Given instruction: Begin with the opening line of the records and extract each line through the one holding "const OP = 'text-[#c9812f]';"; pictures are not part of the copy.

---

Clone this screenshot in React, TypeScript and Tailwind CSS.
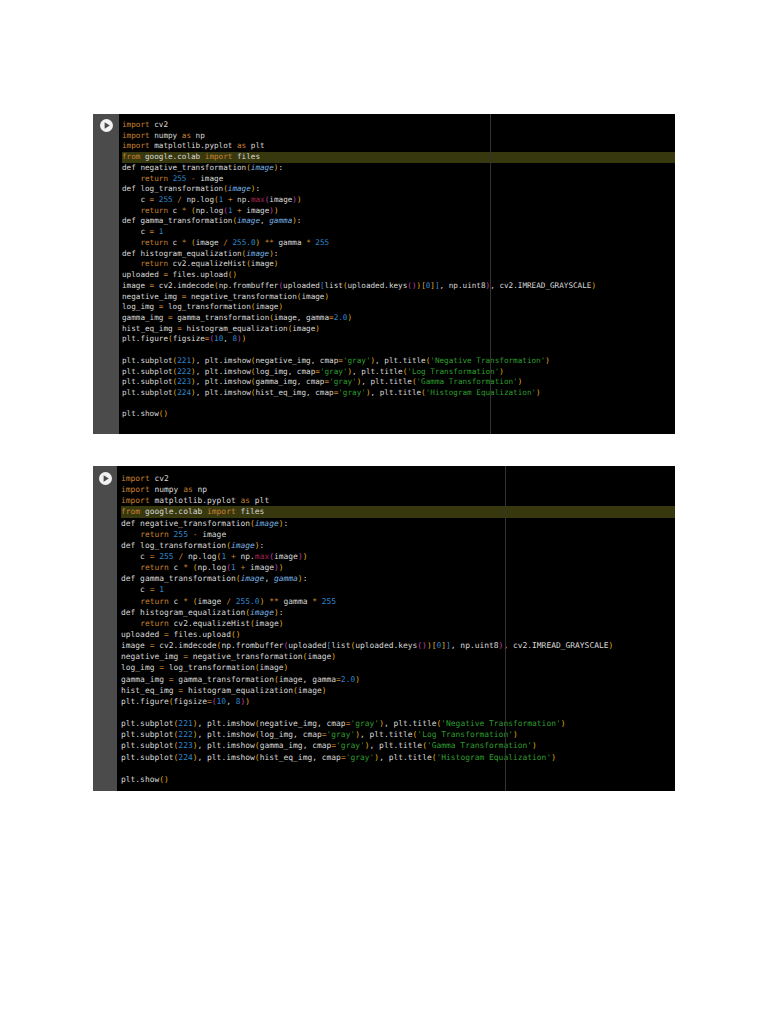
import React from 'react';

const KW = 'text-[#c9812f]';
const NUM = 'text-[#2f86c9]';
const STR = 'text-[#2f9e2f]';
const YEL = 'text-[#e0ad14]';
const PNK = 'text-[#c440b8]';
const BLU = 'text-[#3c8fdc]';
const PAR = 'text-[#79b4e4] italic';
const RED = 'text-[#a8264e]';
const OP = 'text-[#c9812f]';

type Tok = string | [string, string];

const importLine = (mod: string, alias?: string): Tok[] =>
  alias
    ? [['import', KW], ` ${mod} `, ['as', KW], ` ${alias}`]
    : [['import', KW], ` ${mod}`];

const subplot = (n: string, img: string, title: string): Tok[] => [
  'plt.subplot',
  ['(', YEL],
  [n, NUM],
  [')', YEL],
  ', plt.imshow',
  ['(', YEL],
  `${img}, cmap`,
  ['=', OP],
  [`'gray'`, STR],
  [')', YEL],
  ', plt.title',
  ['(', YEL],
  [`'${title}'`, STR],
  [')', YEL],
];

const LINES: Tok[][] = [
  importLine('cv2'),
  importLine('numpy', 'np'),
  importLine('matplotlib.pyplot', 'plt'),
  [['from', KW], ' google.colab ', ['import', KW], ' files'],
  ['def negative_transformation', ['(', YEL], ['image', PAR], [')', YEL], ':'],
  ['    ', ['return', KW], ' ', ['255', NUM], ' ', ['-', OP], ' image'],
  ['def log_transformation', ['(', YEL], ['image', PAR], [')', YEL], ':'],
  ['    c ', ['=', OP], ' ', ['255', NUM], ' ', ['/', OP], ' np.log', ['(', YEL], ['1', NUM], ' ', ['+', OP], ' np.', ['max', RED], ['(', PNK], 'image', [')', PNK], [')', YEL]],
  ['    ', ['return', KW], ' c ', ['*', OP], ' ', ['(', YEL], 'np.log', ['(', PNK], ['1', NUM], ' ', ['+', OP], ' image', [')', PNK], [')', YEL]],
  ['def gamma_transformation', ['(', YEL], ['image', PAR], ', ', ['gamma', PAR], [')', YEL], ':'],
  ['    c ', ['=', OP], ' ', ['1', NUM]],
  ['    ', ['return', KW], ' c ', ['*', OP], ' ', ['(', YEL], 'image ', ['/', OP], ' ', ['255.0', NUM], [')', YEL], ' ', ['**', OP], ' gamma ', ['*', OP], ' ', ['255', NUM]],
  ['def histogram_equalization', ['(', YEL], ['image', PAR], [')', YEL], ':'],
  ['    ', ['return', KW], ' cv2.equalizeHist', ['(', YEL], 'image', [')', YEL]],
  ['uploaded ', ['=', OP], ' files.upload', ['()', YEL]],
  ['image ', ['=', OP], ' cv2.imdecode', ['(', YEL], 'np.frombuffer', ['(', PNK], 'uploaded', ['[', BLU], 'list', ['(', YEL], 'uploaded.keys', ['()', PNK], [')', YEL], ['[', YEL], ['0', NUM], [']', YEL], [']', BLU], ', np.uint8', [')', PNK], ', cv2.IMREAD_GRAYSCALE', [')', YEL]],
  ['negative_img ', ['=', OP], ' negative_transformation', ['(', YEL], 'image', [')', YEL]],
  ['log_img ', ['=', OP], ' log_transformation', ['(', YEL], 'image', [')', YEL]],
  ['gamma_img ', ['=', OP], ' gamma_transformation', ['(', YEL], 'image, gamma', ['=', OP], ['2.0', NUM], [')', YEL]],
  ['hist_eq_img ', ['=', OP], ' histogram_equalization', ['(', YEL], 'image', [')', YEL]],
  ['plt.figure', ['(', YEL], 'figsize', ['=', OP], ['(', PNK], ['10', NUM], ', ', ['8', NUM], [')', PNK], [')', YEL]],
  [],
  subplot('221', 'negative_img', 'Negative Transformation'),
  subplot('222', 'log_img', 'Log Transformation'),
  subplot('223', 'gamma_img', 'Gamma Transformation'),
  subplot('224', 'hist_eq_img', 'Histogram Equalization'),
  [],
  ['plt.show', ['()', YEL]],
];

const PlayIcon = () => (
  <svg width="13" height="13" viewBox="0 0 13 13">
    <circle cx="6.5" cy="6.5" r="6.5" fill="#f2f2f2" />
    <path d="M4.6 3.2 L9.8 6.5 L4.6 9.8 Z" fill="#4a4a4a" />
  </svg>
);

const CodeCell = ({ className, gutter, code, line, ruler }: { className: string; gutter: string; code: string; line: string; ruler: string }) => (
  <div className={`relative flex w-[582px] bg-black ${className}`}>
    <div className={`shrink-0 bg-[#4b4b4b] flex justify-center ${gutter}`}>
      <PlayIcon />
    </div>
    <div className={`flex-1 min-w-0 font-['DejaVu_Sans_Mono',monospace] text-[#d9d9d9] whitespace-pre ${code}`}>
      {LINES.map((toks, i) => (
        <div key={i} className={`${line} ${i === 3 ? 'bg-[#38380f]' : ''}`}>
          {toks.map((t, j) => (typeof t === 'string' ? <span key={j}>{t}</span> : <span key={j} className={t[1]}>{t[0]}</span>))}
        </div>
      ))}
    </div>
    <div className={`absolute top-0 bottom-0 w-px bg-[#333333] ${ruler}`} />
  </div>
);

export default function App() {
  return (
    <div className="min-h-screen bg-white pt-[114px] pl-[93px] flex flex-col gap-[32px]">
      <CodeCell
        className="h-[320px]"
        gutter="w-[26px] pt-[5px]"
        code="pt-[6px] pl-[3px] text-[7.65px]"
        line="h-[10.73px] leading-[10.73px]"
        ruler="left-[397px]"
      />
      <CodeCell
        className="h-[325px]"
        gutter="w-[24px] pt-[6px]"
        code="pt-[7px] pl-[4px] text-[7.95px]"
        line="h-[11.15px] leading-[11.15px]"
        ruler="left-[412px]"
      />
    </div>
  );
}
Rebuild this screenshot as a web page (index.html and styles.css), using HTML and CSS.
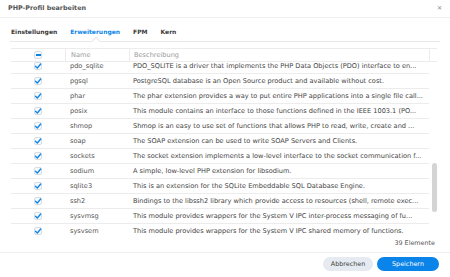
FILE: index.html
```html
<!DOCTYPE html>
<html lang="de">
<head>
  <meta charset="UTF-8">
  <title>PHP-Profil bearbeiten</title>
  <link rel="stylesheet" href="styles.css">
</head>
<body>
  <div class="dialog">
    <div class="dialog-header">
      <span class="dialog-title">PHP-Profil bearbeiten</span>
      <span class="close">&#x2715;</span>
    </div>

    <div class="tabs">
      <span class="tab">Einstellungen</span>
      <span class="tab active">Erweiterungen</span>
      <span class="tab">FPM</span>
      <span class="tab">Kern</span>
    </div>

    <div class="grid">
      <div class="grid-head">
        <div class="cell cell-check"><span class="box"><span class="minus"></span></span></div>
        <div class="cell cell-name">Name</div>
        <div class="cell cell-desc">Beschreibung</div>
        <div class="cell cell-pad"></div>
      </div>

      <div class="grid-body">
        <div class="rows" id="rows"></div>
        <div class="scroll-thumb"></div>
      </div>
    </div>

    <div class="count">39 Elemente</div>

    <div class="dialog-footer">
      <button class="btn btn-cancel">Abbrechen</button>
      <button class="btn btn-save">Speichern</button>
    </div>
  </div>

  <script>
    const extensions = [
      ['pdo_sqlite', 'PDO_SQLITE is a driver that implements the PHP Data Objects (PDO) interface to en...'],
      ['pgsql', 'PostgreSQL database is an Open Source product and available without cost.'],
      ['phar', 'The phar extension provides a way to put entire PHP applications into a single file call...'],
      ['posix', 'This module contains an interface to those functions defined in the IEEE 1003.1 (PO...'],
      ['shmop', 'Shmop is an easy to use set of functions that allows PHP to read, write, create and ...'],
      ['soap', 'The SOAP extension can be used to write SOAP Servers and Clients.'],
      ['sockets', 'The socket extension implements a low-level interface to the socket communication f...'],
      ['sodium', 'A simple, low-level PHP extension for libsodium.'],
      ['sqlite3', 'This is an extension for the SQLite Embeddable SQL Database Engine.'],
      ['ssh2', 'Bindings to the libssh2 library which provide access to resources (shell, remote exec...'],
      ['sysvmsg', 'This module provides wrappers for the System V IPC inter-process messaging of fu...'],
      ['sysvsem', 'This module provides wrappers for the System V IPC shared memory of functions.']
    ];

    const tick = '<svg viewBox="0 0 8 8" width="8" height="8"><path d="M1.5 4.2 L3.3 6 L6.7 2" fill="none" stroke="#0a84e8" stroke-width="1.3" stroke-linecap="round" stroke-linejoin="round"/></svg>';

    const rows = document.getElementById('rows');
    extensions.forEach(([name, desc]) => {
      const row = document.createElement('div');
      row.className = 'row';
      row.innerHTML =
        '<div class="cell cell-check"><span class="box">' + tick + '</span></div>' +
        '<div class="cell cell-name">' + name + '</div>' +
        '<div class="cell cell-desc">' + desc + '</div>';
      rows.appendChild(row);
    });
  </script>
</body>
</html>
```

FILE: styles.css
```css
:root {
  --blue: #0a84e8;
  --text: #444444;
  --muted: #9a9a9a;
  --line: #ececec;
}

* {
  margin: 0;
  padding: 0;
  box-sizing: border-box;
}

body {
  font-family: "DejaVu Sans", Verdana, sans-serif;
  background: #ffffff;
  color: var(--text);
  width: 450px;
  height: 277px;
  overflow: hidden;
}

.dialog {
  display: flex;
  flex-direction: column;
  height: 277px;
}

.dialog-header {
  height: 18px;
  display: flex;
  align-items: center;
  justify-content: space-between;
  padding: 0 8px 2px 8px;
  border-bottom: 1px solid #f0f0f0;
}

.dialog-title {
  font-size: 6.4px;
  font-weight: bold;
  color: #555555;
}

.close {
  font-size: 6px;
  color: #8a8a8a;
}

.tabs {
  display: flex;
  align-items: center;
  height: 24px;
  margin: 0 10px;
  padding-top: 4px;
  border-bottom: 1px solid #e8e8e8;
}

.tab {
  position: relative;
  font-size: 6px;
  font-weight: bold;
  color: #3a3a3a;
  margin-left: 1px;
  margin-right: 12px;
}

.tab.active {
  color: var(--blue);
}

.tab.active::after {
  content: "";
  position: absolute;
  left: 50%;
  bottom: -9px;
  width: 5px;
  height: 5px;
  margin-left: -2px;
  background: #ffffff;
  border-left: 1px solid #e8e8e8;
  border-top: 1px solid #e8e8e8;
  transform: rotate(45deg);
}

.grid {
  margin: 6px 13px 0 11px;
}

.grid-head {
  display: grid;
  grid-template-columns: 54px 64px 300px 8px;
  height: 14px;
  border-top: 1px solid var(--line);
  border-bottom: 1px solid var(--line);
  color: var(--muted);
}

.grid-head .cell-name,
.grid-head .cell-desc,
.grid-head .cell-pad {
  border-left: 1px solid var(--line);
}

.cell {
  display: flex;
  align-items: center;
  font-size: 6.6px;
  white-space: nowrap;
  overflow: hidden;
}

.cell-check {
  justify-content: center;
}

.cell-name {
  padding-left: 5px;
}

.cell-desc {
  padding-left: 4px;
}

.grid-body {
  position: relative;
  height: 174px;
  overflow: hidden;
}

.rows {
  margin-top: -3px;
  width: 418px;
}

.row {
  display: grid;
  grid-template-columns: 54px 64px 300px;
  height: 15px;
  border-bottom: 1px solid var(--line);
}

.row .cell-name {
  color: #555555;
}

.box {
  width: 8px;
  height: 8px;
  border: 1px solid #d6dde6;
  border-radius: 2px;
  background: #f7f9fb;
  display: flex;
  align-items: center;
  justify-content: center;
}

.box svg {
  flex: none;
}

.minus {
  width: 5px;
  height: 1.3px;
  background: var(--blue);
}

.scroll-thumb {
  position: absolute;
  top: 101px;
  right: 0;
  width: 5px;
  height: 49px;
  border-radius: 3px;
  background: #d4d4d4;
}

.count {
  text-align: right;
  font-size: 6.4px;
  color: #555555;
  padding: 3px 15px 0 0;
  height: 17px;
  border-bottom: 1px solid #efefef;
}

.dialog-footer {
  display: flex;
  justify-content: flex-end;
  gap: 4px;
  padding: 4px 11px 0 0;
}

.btn {
  height: 14px;
  border: none;
  border-radius: 7px;
  font-family: inherit;
  font-size: 6.4px;
}

.btn-cancel {
  width: 50px;
  background: #e6ebf1;
  color: #444444;
}

.btn-save {
  width: 62px;
  background: var(--blue);
  color: #ffffff;
}
```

---

Complete response:
Clone this screenshot in React, TypeScript and Tailwind CSS.
import React from 'react';

const KW = 'text-[#c9812f]';
const NUM = 'text-[#2f86c9]';
const STR = 'text-[#2f9e2f]';
const YEL = 'text-[#e0ad14]';
const PNK = 'text-[#c440b8]';
const BLU = 'text-[#3c8fdc]';
const PAR = 'text-[#79b4e4] italic';
const RED = 'text-[#a8264e]';
const OP = 'text-[#c9812f]';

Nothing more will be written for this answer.